■ What is needed: Give the entries back exactly, dropping each image.

■ Data provided:
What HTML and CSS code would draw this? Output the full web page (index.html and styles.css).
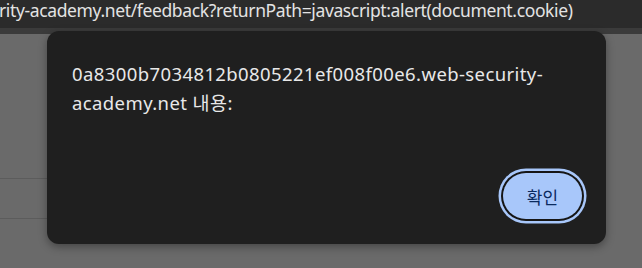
FILE: index.html
```html
<!DOCTYPE html>
<html lang="ko">
<head>
<meta charset="utf-8">
<link rel="stylesheet" href="styles.css">
</head>
<body>
<div class="urlbar"><span class="url">rity-academy.net/feedback?returnPath=javascript:alert(document.cookie)</span></div>
<div class="band"></div>
<div class="page">
  <div class="rule rule-a"></div>
  <div class="rule rule-b"></div>
</div>
<div class="dialog" role="dialog">
  <p class="message">0a8300b7034812b0805221ef008f00e6.web-security-<br>academy.net 내용:</p>
  <div class="actions">
    <button class="ok">확인</button>
  </div>
</div>
</body>
</html>
```
FILE: styles.css
```css
html, body {
  margin: 0;
  padding: 0;
  width: 642px;
  height: 268px;
  overflow: hidden;
  background: #6a6a6a;
  font-family: "Noto Sans", "Noto Sans CJK KR", sans-serif;
}
.urlbar {
  height: 28px;
  background: #2b2b2b;
  display: flex;
  align-items: flex-start;
  overflow: hidden;
  white-space: nowrap;
}
.url {
  color: #e3e3e3;
  font-size: 17.5px;
  line-height: 20px;
  letter-spacing: -0.37px;
  margin-left: -1px;
  padding-top: 0;
}
.band {
  height: 6px;
  background: #3b3b3b;
}
.page {
  position: relative;
  height: 234px;
}
.rule {
  position: absolute;
  left: 0;
  width: 300px;
  height: 1px;
  background: #5c5c5c;
}
.rule-a { top: 144px; }
.rule-b { top: 184px; }
.dialog {
  position: absolute;
  left: 47px;
  top: 31px;
  width: 559px;
  height: 213px;
  box-sizing: border-box;
  background: #1f1f1f;
  border-radius: 12px;
  box-shadow: 0 3px 8px rgba(0,0,0,0.35);
  padding: 28px 24px 20px 25px;
  display: flex;
  flex-direction: column;
}
.message {
  margin: 0;
  color: #e8e8e8;
  font-size: 18.5px;
  letter-spacing: 0.4px;
  line-height: 29px;
  flex: 1;
}
.actions {
  display: flex;
  justify-content: flex-end;
  padding-bottom: 5px;
}
.ok {
  width: 79px;
  height: 46px;
  border: none;
  border-radius: 23px;
  background: #a8c7fa;
  color: #0a2a5e;
  font-family: "Noto Sans CJK KR", sans-serif;
  font-size: 17px;
  box-shadow: 0 0 0 2px #161616, 0 0 0 4.5px #a8c7fa;
  padding: 0;
}
```
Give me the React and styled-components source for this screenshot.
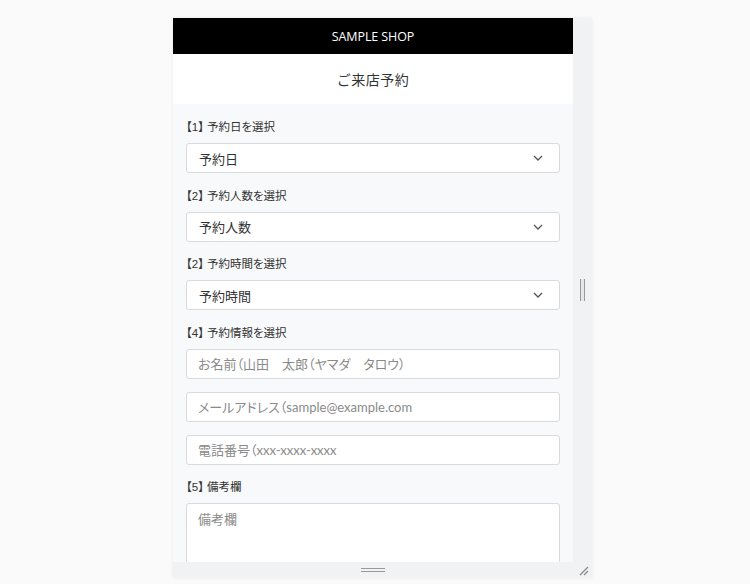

■ Complete answer:
What HTML and CSS code would draw this? Output the full web page (index.html and styles.css).
FILE: index.html
```html
<!DOCTYPE html>
<html lang="ko">
<head>
<meta charset="utf-8">
<link rel="stylesheet" href="styles.css">
</head>
<body>
<div class="urlbar"><span class="url">rity-academy.net/feedback?returnPath=javascript:alert(document.cookie)</span></div>
<div class="band"></div>
<div class="page">
  <div class="rule rule-a"></div>
  <div class="rule rule-b"></div>
</div>
<div class="dialog" role="dialog">
  <p class="message">0a8300b7034812b0805221ef008f00e6.web-security-<br>academy.net 내용:</p>
  <div class="actions">
    <button class="ok">확인</button>
  </div>
</div>
</body>
</html>
```
FILE: styles.css
```css
html, body {
  margin: 0;
  padding: 0;
  width: 642px;
  height: 268px;
  overflow: hidden;
  background: #6a6a6a;
  font-family: "Noto Sans", "Noto Sans CJK KR", sans-serif;
}
.urlbar {
  height: 28px;
  background: #2b2b2b;
  display: flex;
  align-items: flex-start;
  overflow: hidden;
  white-space: nowrap;
}
.url {
  color: #e3e3e3;
  font-size: 17.5px;
  line-height: 20px;
  letter-spacing: -0.37px;
  margin-left: -1px;
  padding-top: 0;
}
.band {
  height: 6px;
  background: #3b3b3b;
}
.page {
  position: relative;
  height: 234px;
}
.rule {
  position: absolute;
  left: 0;
  width: 300px;
  height: 1px;
  background: #5c5c5c;
}
.rule-a { top: 144px; }
.rule-b { top: 184px; }
.dialog {
  position: absolute;
  left: 47px;
  top: 31px;
  width: 559px;
  height: 213px;
  box-sizing: border-box;
  background: #1f1f1f;
  border-radius: 12px;
  box-shadow: 0 3px 8px rgba(0,0,0,0.35);
  padding: 28px 24px 20px 25px;
  display: flex;
  flex-direction: column;
}
.message {
  margin: 0;
  color: #e8e8e8;
  font-size: 18.5px;
  letter-spacing: 0.4px;
  line-height: 29px;
  flex: 1;
}
.actions {
  display: flex;
  justify-content: flex-end;
  padding-bottom: 5px;
}
.ok {
  width: 79px;
  height: 46px;
  border: none;
  border-radius: 23px;
  background: #a8c7fa;
  color: #0a2a5e;
  font-family: "Noto Sans CJK KR", sans-serif;
  font-size: 17px;
  box-shadow: 0 0 0 2px #161616, 0 0 0 4.5px #a8c7fa;
  padding: 0;
}
```
Give me the React and styled-components source for this screenshot.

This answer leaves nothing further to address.